Task to complete: In the records below, find the line containing "Write a component" and the line containing "const items = ['Run". Give again exactly those lines and every line between them, omitting the pictures.

Pages as source code
>>>>>

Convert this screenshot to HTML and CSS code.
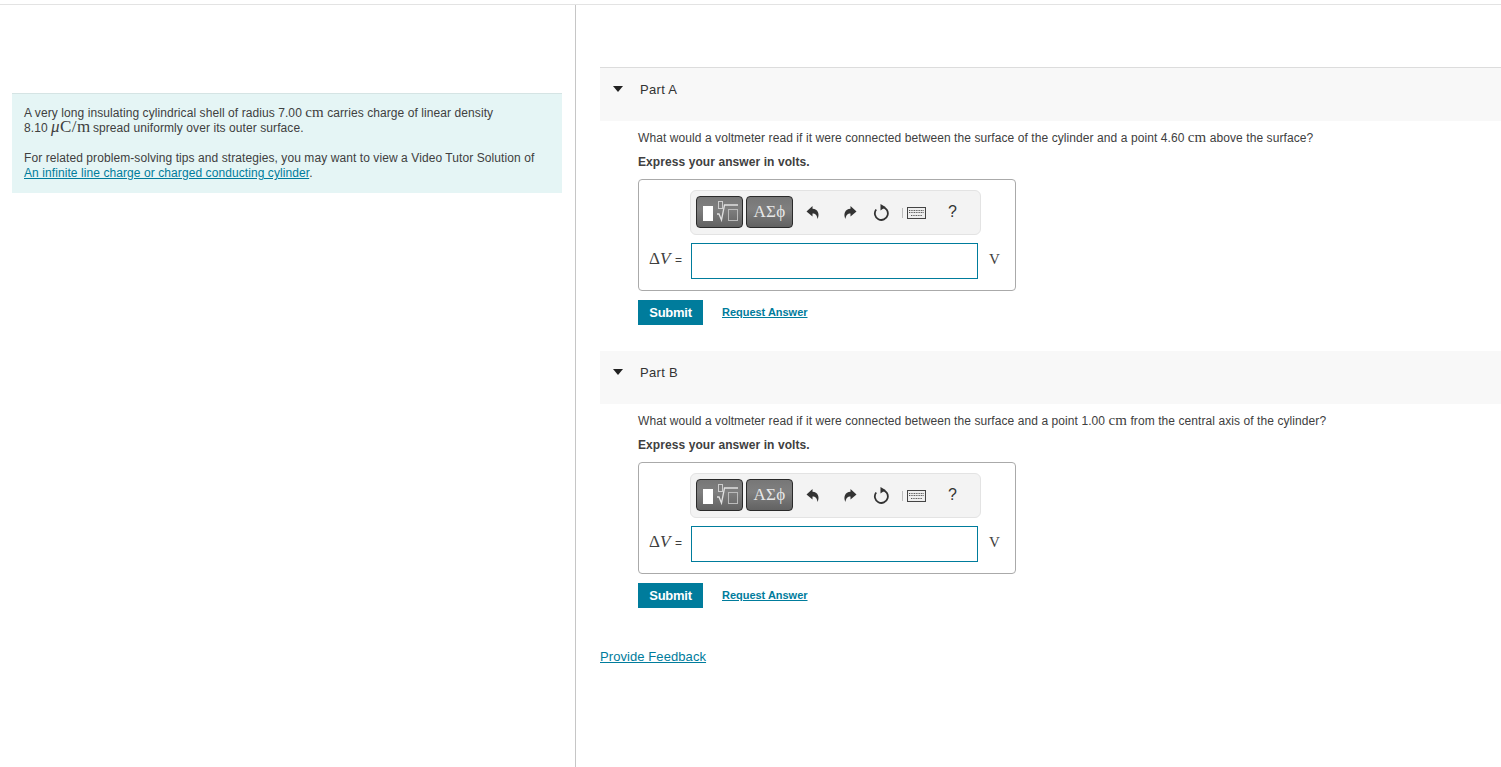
FILE: index.html
```html
<!DOCTYPE html>
<html lang="en">
<head>
<meta charset="utf-8">
<title>Part A and Part B</title>
<link rel="stylesheet" href="styles.css">
</head>
<body>
<main class="page">
  <aside class="left">
    <section class="intro">
      <p>A very long insulating cylindrical shell of radius 7.00 <span class="m">cm</span> carries charge of linear density<br>8.10 <span class="m big"><i>μ</i>C/m</span> spread uniformly over its outer surface.</p>
      <p class="tip">For related problem-solving tips and strategies, you may want to view a Video Tutor Solution of<br><a href="#">An infinite line charge or charged conducting cylinder</a>.</p>
    </section>
  </aside>
  <section class="right">
    <article class="part first">
      <header class="part-head"><svg class="caret" viewBox="0 0 10 6" width="10" height="6"><path d="M0 0h10L5 6z"/></svg><span>Part A</span></header>
      <div class="part-body">
        <p class="q">What would a voltmeter read if it were connected between the surface of the cylinder and a point 4.60 <span class="m">cm</span> above the surface?</p>
        <p class="exp">Express your answer in volts.</p>
        <div class="answer">
          <div class="toolbar">
            <button class="tb-btn tpl" type="button"><svg viewBox="0 0 45 30" width="45" height="30"><rect x="6" y="9" width="10" height="15" fill="#fff"/><rect x="21.500" y="4.500" width="4" height="7" fill="none" stroke="#ccc"/><path d="M20 17l2 0 2.500 6 3-15h13.500" fill="none" stroke="#e0e0e0" stroke-width="1.300"/><rect x="31.500" y="12.500" width="9" height="11" fill="none" stroke="#bbb"/></svg></button>
            <button class="tb-btn sym" type="button">ΑΣϕ</button>
            <svg class="ico undo" viewBox="0 0 15 15" width="15" height="15"><path d="M6.500 1L.5 6.500l6 5V8.500c3 0 4.500 1.500 5 5.500 2.500-5 .5-10-5-10.300z" fill="#333"/></svg>
            <svg class="ico redo" viewBox="0 0 15 15" width="15" height="15"><path d="M8.500 1l6 5.500-6 5V8.500c-3 0-4.500 1.500-5 5.500C1 9 3 4 8.500 3.700z" fill="#333"/></svg>
            <svg class="ico reset" viewBox="0 0 17 17" width="17" height="17"><path d="M9 3a6.500 6.500 0 1 1-5.800 2.500" fill="none" stroke="#333" stroke-width="1.800"/><path d="M7.500 0v6.500L12.500 3z" fill="#333"/></svg>
            <span class="sep"></span>
            <svg class="ico kbd" viewBox="0 0 19 12" width="19" height="12"><rect x=".5" y=".5" width="18" height="11" fill="#eee" stroke="#444"/><path d="M2 3.500h15M2 5.500h15M4 8.500h11" stroke="#555" stroke-width="1.200" stroke-dasharray="1 .7"/></svg>
            <span class="help">?</span>
          </div>
          <div class="row">
            <label class="lbl"><span class="m">Δ<i>V</i></span> =</label>
            <input class="inp" type="text" aria-label="Delta V">
            <span class="unit">V</span>
          </div>
        </div>
        <div class="actions"><button class="submit" type="button">Submit</button><a class="req" href="#">Request Answer</a></div>
      </div>
    </article>
    <article class="part second">
      <header class="part-head"><svg class="caret" viewBox="0 0 10 6" width="10" height="6"><path d="M0 0h10L5 6z"/></svg><span>Part B</span></header>
      <div class="part-body">
        <p class="q">What would a voltmeter read if it were connected between the surface and a point 1.00 <span class="m">cm</span> from the central axis of the cylinder?</p>
        <p class="exp">Express your answer in volts.</p>
        <div class="answer">
          <div class="toolbar">
            <button class="tb-btn tpl" type="button"><svg viewBox="0 0 45 30" width="45" height="30"><rect x="6" y="9" width="10" height="15" fill="#fff"/><rect x="21.500" y="4.500" width="4" height="7" fill="none" stroke="#ccc"/><path d="M20 17l2 0 2.500 6 3-15h13.500" fill="none" stroke="#e0e0e0" stroke-width="1.300"/><rect x="31.500" y="12.500" width="9" height="11" fill="none" stroke="#bbb"/></svg></button>
            <button class="tb-btn sym" type="button">ΑΣϕ</button>
            <svg class="ico undo" viewBox="0 0 15 15" width="15" height="15"><path d="M6.500 1L.5 6.500l6 5V8.500c3 0 4.500 1.500 5 5.500 2.500-5 .5-10-5-10.300z" fill="#333"/></svg>
            <svg class="ico redo" viewBox="0 0 15 15" width="15" height="15"><path d="M8.500 1l6 5.500-6 5V8.500c-3 0-4.500 1.500-5 5.500C1 9 3 4 8.500 3.700z" fill="#333"/></svg>
            <svg class="ico reset" viewBox="0 0 17 17" width="17" height="17"><path d="M9 3a6.500 6.500 0 1 1-5.800 2.500" fill="none" stroke="#333" stroke-width="1.800"/><path d="M7.500 0v6.500L12.500 3z" fill="#333"/></svg>
            <span class="sep"></span>
            <svg class="ico kbd" viewBox="0 0 19 12" width="19" height="12"><rect x=".5" y=".5" width="18" height="11" fill="#eee" stroke="#444"/><path d="M2 3.500h15M2 5.500h15M4 8.500h11" stroke="#555" stroke-width="1.200" stroke-dasharray="1 .7"/></svg>
            <span class="help">?</span>
          </div>
          <div class="row">
            <label class="lbl"><span class="m">Δ<i>V</i></span> =</label>
            <input class="inp" type="text" aria-label="Delta V">
            <span class="unit">V</span>
          </div>
        </div>
        <div class="actions"><button class="submit" type="button">Submit</button><a class="req" href="#">Request Answer</a></div>
      </div>
    </article>
    <a class="feedback" href="#">Provide Feedback</a>
  </section>
</main>
</body>
</html>
```
FILE: styles.css
```css
* { box-sizing: border-box; }
html, body { margin: 0; height: 100%; overflow: hidden; background: #fff; }
body { font-family: "Liberation Sans", Arial, sans-serif; font-size: 12px; letter-spacing: .08px; color: #404040; padding-top: 4px; }
p { margin: 0; }
a { color: #007c9c; }
.m { font-family: "Liberation Serif", serif; font-size: 15px; line-height: 0; }
.big { font-size: 17px; letter-spacing: .4px; margin-right: -1px; }
.page { display: flex; height: 763px; border-top: 1px solid #e3e3e3; }
.left { width: 576px; flex: none; border-right: 1px solid #c6c6c6; padding: 88px 13px 0 12px; }
.intro { height: 100px; background: #e5f5f5; border-top: 1px solid #d5e4e4; padding: 12px 12px 0; line-height: 15px; }
.tip { margin-top: 15px; }
.right { flex: 1; padding: 62px 0 0 24px; min-width: 0; }
.part-head { height: 53px; background: #f8f8f8; display: flex; align-items: flex-start; padding: 14px 0 0 13px; font-size: 13px; letter-spacing: .3px; color: #333; line-height: 15px; }
.first .part-head { height: 54px; border-top: 1px solid #dcdcdc; }
.caret { margin: 4px 17px 0 0; fill: #222; }
.part-body { padding: 0 0 0 38px; }
.q { padding-top: 10px; line-height: 15px; }
.exp { font-weight: 700; margin-top: 9px; line-height: 15px; }
.answer { width: 378px; height: 112px; margin-top: 9px; border: 1px solid #aaa; border-radius: 4px; padding: 10px 0 0; }
.toolbar { margin-left: 51px; width: 291px; height: 45px; background: #f3f3f3; border: 1px solid #e3e3e3; border-radius: 6px; display: flex; align-items: center; padding: 0 0 1px 5px; }
.tb-btn { height: 32px; width: 47px; padding: 0; border: 1px solid #2a2a2a; border-radius: 4px; background: linear-gradient(#777, #7f7f7f 40%, #626262); color: #e8e8e8; display: flex; align-items: center; justify-content: center; }
.sym { margin-left: 3px; font-family: "Liberation Serif", serif; font-size: 17px; letter-spacing: .3px; }
.ico { flex: none; }
.undo { margin-left: 13px; }
.redo { margin-left: 21px; }
.reset { margin-left: 16px; }
.sep { width: 1px; height: 10px; background: #bbb; margin: 2px 0 0 12px; }
.kbd { margin: 2px 0 0 4px; }
.help { font-size: 16px; color: #333; margin-left: 22px; }
.row { display: flex; align-items: center; height: 36px; margin-top: 8px; }
.lbl { width: 52px; padding: 0 0 2px 10px; white-space: nowrap; font-size: 12px; word-spacing: 1px; line-height: 20px; }
.lbl .m { font-size: 17px; }
.inp { width: 287px; height: 36px; border: 1px solid #007c9c; background: #fff; padding: 0; }
.unit { font-family: "Liberation Serif", serif; font-size: 15px; margin-left: 11px; padding-bottom: 4px; }
.actions { display: flex; align-items: center; margin-top: 9px; }
.submit { width: 65px; height: 25px; background: #007c9c; color: #fff; border: 0; padding: 0 0 1px; font: 700 13px "Liberation Sans", Arial, sans-serif; letter-spacing: -.25px; }
.req { margin-left: 19px; padding-bottom: 2px; font-size: 11px; font-weight: 700; letter-spacing: -.02px; }
.second { margin-top: 26px; }
.feedback { display: inline-block; margin-top: 41px; font-size: 13px; line-height: 15px; }
```
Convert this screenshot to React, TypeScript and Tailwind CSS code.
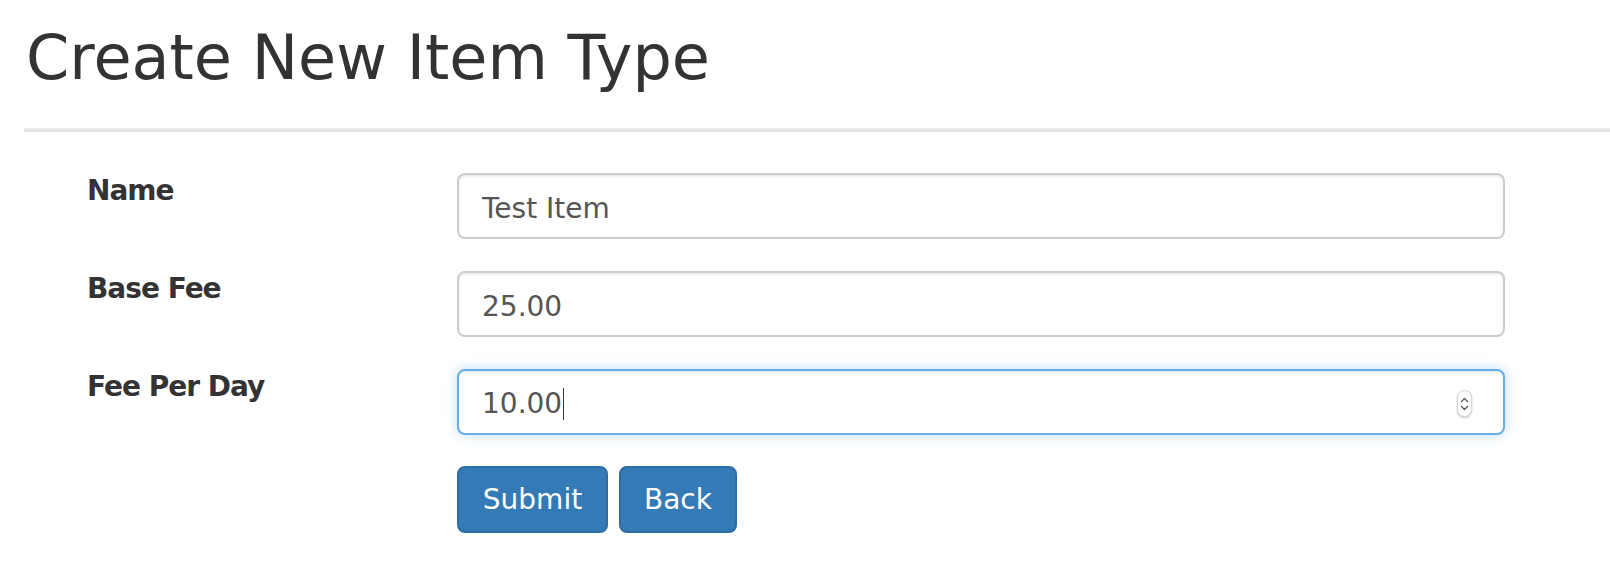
import * as React from "react"

const FONT = { fontFamily: '"DejaVu Sans", Verdana, sans-serif' }

const inputBase =
  "h-[66px] w-[1048px] rounded-[8px] border-2 bg-white pl-[23px] pr-4 pt-[4px] text-[28px] text-[#555] outline-none"

function Spinner() {
  return (
    <div className="absolute right-[31px] top-[19px] flex h-[27px] w-[15px] flex-col items-center justify-center rounded-full border border-[#d6d6d6] bg-white shadow-[0_1px_2px_rgba(0,0,0,0.25)]">
      <svg width="9" height="18" viewBox="0 0 9 18" fill="none" stroke="#555" strokeWidth="1.3" strokeLinecap="round" strokeLinejoin="round">
        <path d="M1.5 6.5 L4.5 3.5 L7.5 6.5" />
        <path d="M1.5 11.5 L4.5 14.5 L7.5 11.5" />
      </svg>
    </div>
  )
}

function FormRow({ label, children }: { label: string; children: React.ReactNode }) {
  return (
    <div className="flex">
      <label className="w-[370px] shrink-0 text-[28px] font-bold leading-[40px] tracking-[-1px] text-[#333] -mt-[2px]">
        {label}
      </label>
      {children}
    </div>
  )
}

export default function App() {
  return (
    <div className="min-h-[574px] bg-white pl-[24px]" style={FONT}>
      <h1 className="pl-[2px] pt-[24px] text-[62px] font-normal leading-[68px] text-[#333]">
        Create New Item Type
      </h1>

      <div className="mt-[36px] h-[4px] border-t-[2px] border-[#eeeeee] bg-[#e2e2e2]" />

      {/* Form */}
      <div className="mt-[41px] flex flex-col gap-[32px] pl-[63px]">
        <FormRow label="Name">
          <input
            type="text"
            defaultValue="Test Item"
            className={`${inputBase} border-[#cccccc] shadow-[inset_0_2px_2px_rgba(0,0,0,0.075)]`}
            style={FONT}
          />
        </FormRow>

        <FormRow label="Base Fee">
          <input
            type="text"
            defaultValue="25.00"
            className={`${inputBase} border-[#cccccc] shadow-[inset_0_2px_2px_rgba(0,0,0,0.075)]`}
            style={FONT}
          />
        </FormRow>

        <FormRow label="Fee Per Day">
          <div
            className={`${inputBase} relative flex items-center border-[#66afe9] shadow-[inset_0_2px_2px_rgba(0,0,0,0.075),0_0_12px_rgba(102,175,233,0.45)]`}
          >
            <span>10.00</span>
            <span className="ml-px h-[32px] w-px bg-[#333]" />
            <Spinner />
          </div>
        </FormRow>

        <div className="-mt-[1px] flex gap-[11px] pl-[370px]">
          <button className="h-[67px] w-[151px] rounded-[8px] border-2 border-[#2e6da4] bg-[#337ab7] text-[28px] text-white" style={FONT}>
            Submit
          </button>
          <button className="h-[67px] w-[118px] rounded-[8px] border-2 border-[#2e6da4] bg-[#337ab7] text-[28px] text-white" style={FONT}>
            Back
          </button>
        </div>
      </div>
    </div>
  )
}
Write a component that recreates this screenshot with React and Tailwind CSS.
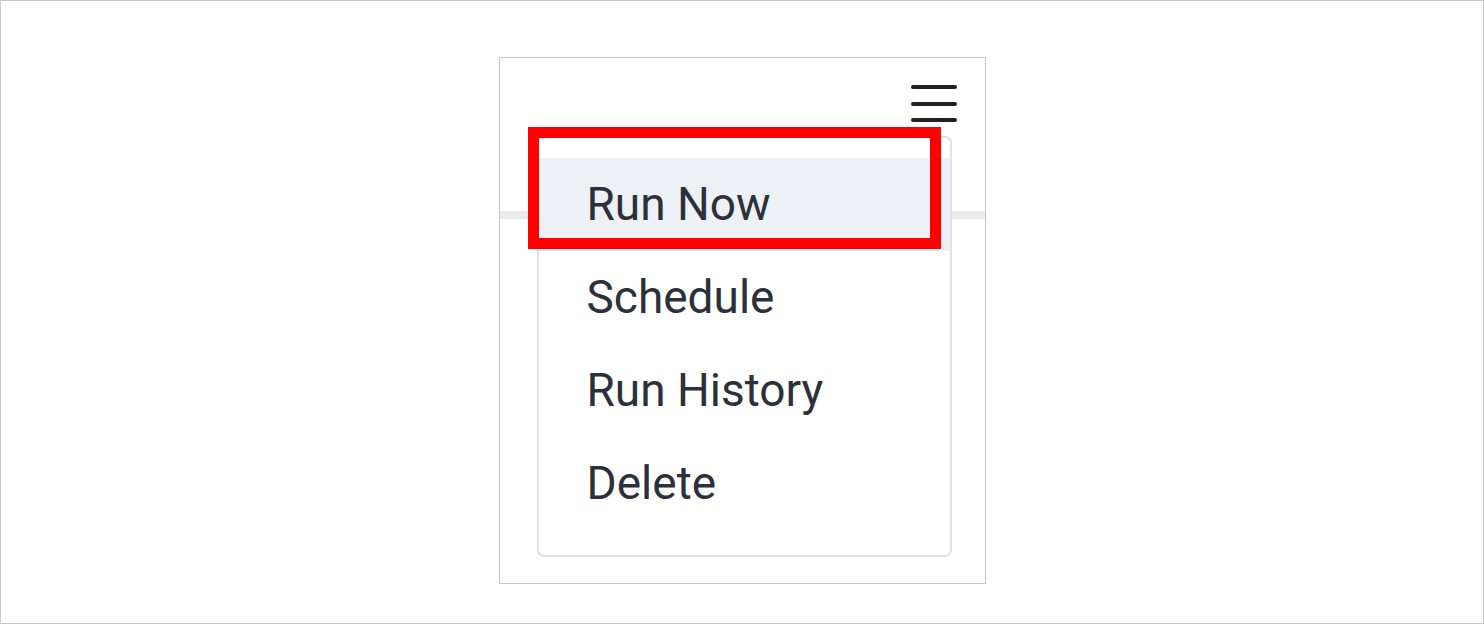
export default function App() {
    const items = ['Run Now', 'Schedule', 'Run History', 'Delete'];

    return (
        <div className="w-[1484px] h-[624px] bg-white border border-[#c8c8c8] flex justify-center pt-[56px] overflow-hidden" style={{ fontFamily: 'Roboto, "Noto Sans", sans-serif' }}>
            <div className="relative w-[487px] h-[527px] border border-[#c8c8c8] bg-white">
                {/* toolbar with menu toggle */}
                <div className="flex justify-end pt-[27px] pr-[28px]">
                    <button className="flex flex-col gap-[12.5px]">
                        <span className="block w-[46px] h-[4px] rounded-full bg-[#222]" />
                        <span className="block w-[46px] h-[4px] rounded-full bg-[#222]" />
                        <span className="block w-[46px] h-[4px] rounded-full bg-[#222]" />
                    </button>
                </div>
                <div className="mt-[89px] h-[8px] bg-[#ebebeb]" />

                {/* dropdown */}
                <div className="absolute left-[37px] top-[78px] w-[415px] h-[421px] bg-white border-2 border-[#e2e2e2] rounded-[7px] pt-[20px]">
                    {items.map((item, i) => (
                        <div
                            key={item}
                            className={`h-[93px] flex items-center pl-[48px] text-[46px] text-[#2b303b] ${i === 0 ? 'bg-[#edf1f6]' : ''}`}
                        >
                            {item}
                        </div>
                    ))}
                </div>

                {/* highlight annotation */}
                <div className="absolute left-[28px] top-[69px] w-[413px] h-[122px] border-[11px] border-[#ff0000]" />
            </div>
        </div>
    );
}
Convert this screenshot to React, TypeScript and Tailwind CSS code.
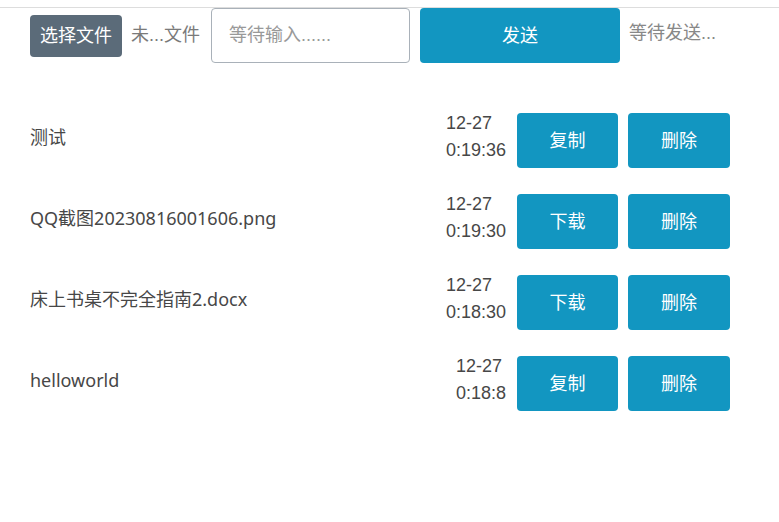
import React from "react";

const font = { fontFamily: '"Liberation Sans", "Noto Sans CJK SC", sans-serif' };

const rows = [
  { name: "测试", date: "12-27", time: "0:19:36", action: "复制" },
  { name: "QQ截图20230816001606.png", date: "12-27", time: "0:19:30", action: "下载" },
  { name: "床上书桌不完全指南2.docx", date: "12-27", time: "0:18:30", action: "下载" },
  { name: "helloworld", date: "12-27", time: "0:18:8", action: "复制" },
];

export default function App() {
  return (
    <div className="w-[779px] h-[522px] bg-white text-[18px]" style={font}>
      <div className="pt-[7px]">
        <div className="border-t border-[#dddddd] px-[30px] flex items-center h-[56px]">
          <button className="w-[92px] h-[42px] bg-[#5b6b79] text-white rounded-[4px] text-[18px] leading-none">
            选择文件
          </button>
          <span className="ml-[9px] text-[#7a7a7a] w-[80px] whitespace-nowrap">未...文件</span>
          <input
            className="w-[199px] h-[55px] border border-[#a9b1b9] rounded-[4px] pl-[17px] text-[18px] outline-none placeholder:text-[#999999]"
            placeholder="等待输入......"
          />
          <button className="ml-[10px] w-[200px] h-[55px] bg-[#1296c1] text-white rounded-[4px] text-[18px] leading-none">
            发送
          </button>
          <span className="ml-[9px] self-start mt-[12px] text-[#888888] whitespace-nowrap">等待发送...</span>
        </div>
      </div>
      <div className="mt-[50px] px-[30px] w-[760px] flex flex-col gap-[26px]">
        {rows.map((r, i) => (
          <div key={i} className="flex items-center h-[55px]">
            <div
              className="flex-1 -mt-[6px] text-[#474747] whitespace-nowrap leading-[27px]"
              style={{ fontFamily: '"Noto Sans", "Noto Sans CJK SC", sans-serif' }}
            >
              {r.name}
            </div>
            <div className="-mt-[7px] text-left text-[#474747] leading-[27px]">
              <div>{r.date}</div>
              <div>{r.time}</div>
            </div>
            <button className="ml-[11px] w-[101px] h-[55px] bg-[#1296c1] text-white rounded-[4px] text-[18px] leading-none">
              {r.action}
            </button>
            <button className="ml-[10px] w-[102px] h-[55px] bg-[#1296c1] text-white rounded-[4px] text-[18px] leading-none">
              删除
            </button>
          </div>
        ))}
      </div>
    </div>
  );
}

<<<<<

Reply:
Write a component that recreates this screenshot with React and Tailwind CSS.
export default function App() {
    const items = ['Run Now', 'Schedule', 'Run History', 'Delete'];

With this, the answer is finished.